Il suffira de passer en revue quelques-unes de celles où ces états se sont
le plus particulièrement manifestés. La plus vaste de toutes est celle du
sultan Barkoûk; elle est la première aussi où se lise un symptôme de
décadence.
Vue du dehors, elle a encore l'aspect imposant des constructions baharites;
à l'intérieur, le style est déjà maniéré. La cour est entourée de
galeries disposées en croix ; celle du maksourah est à trois rangées
d'arcades ogivales; supportées par des pieds-droits élancés comme des
piliers d'église, vraie salle hypostyle d'une mosquée primitive, à cette
différence près, que les plafonds sont remplacés par une suite de petits
dômes surbaissés. Deux tombeaux la flanquent, dominés d'une coupole à
nervures cannelées de fière envergure ; et au-dessus de la façade deux
minarets se profilent, pareils à ceux du siècle précédent.
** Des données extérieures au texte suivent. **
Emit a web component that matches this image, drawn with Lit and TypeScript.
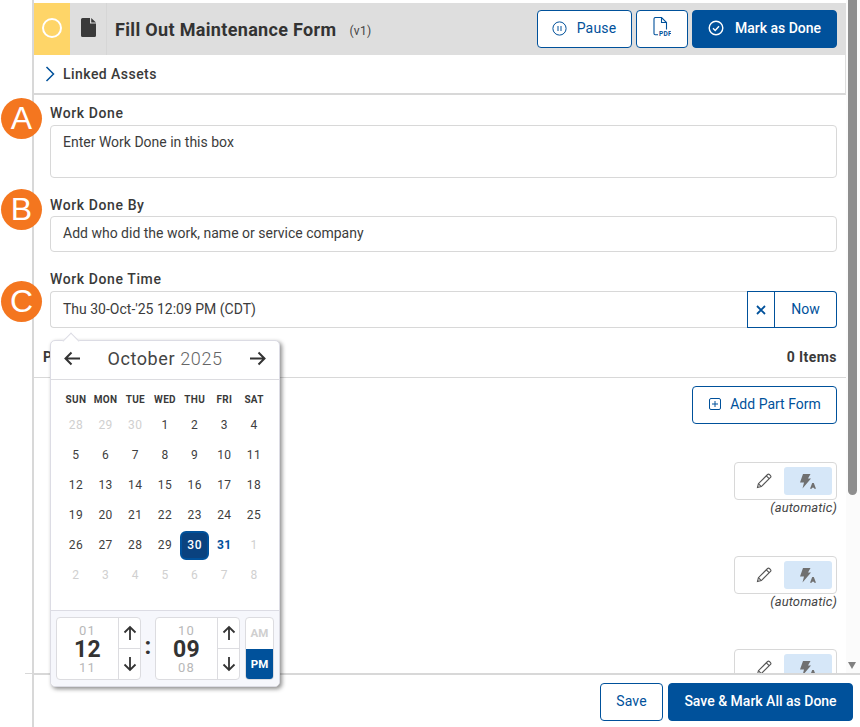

Les liwans
latéraux sont également formés d'une rangée d'arcades, celui qui fait face
au sanctuaire de deux.
Malgré sa grandeur, cette mosquée a quelque chose de grêle :
l'appareillage rouge et blanc des murs donne aux arcs, aux piliers et aux
voûtes un charme qui leur ôte leur grandeur. Les minarets, tout en
conservant les dispositions anciennes, se sont amincis; et les proportions des
dômes, si grandes soient-elles, se trouvent amoindries par la joliesse du
tambour et le rabattement de ses angles ornemanés.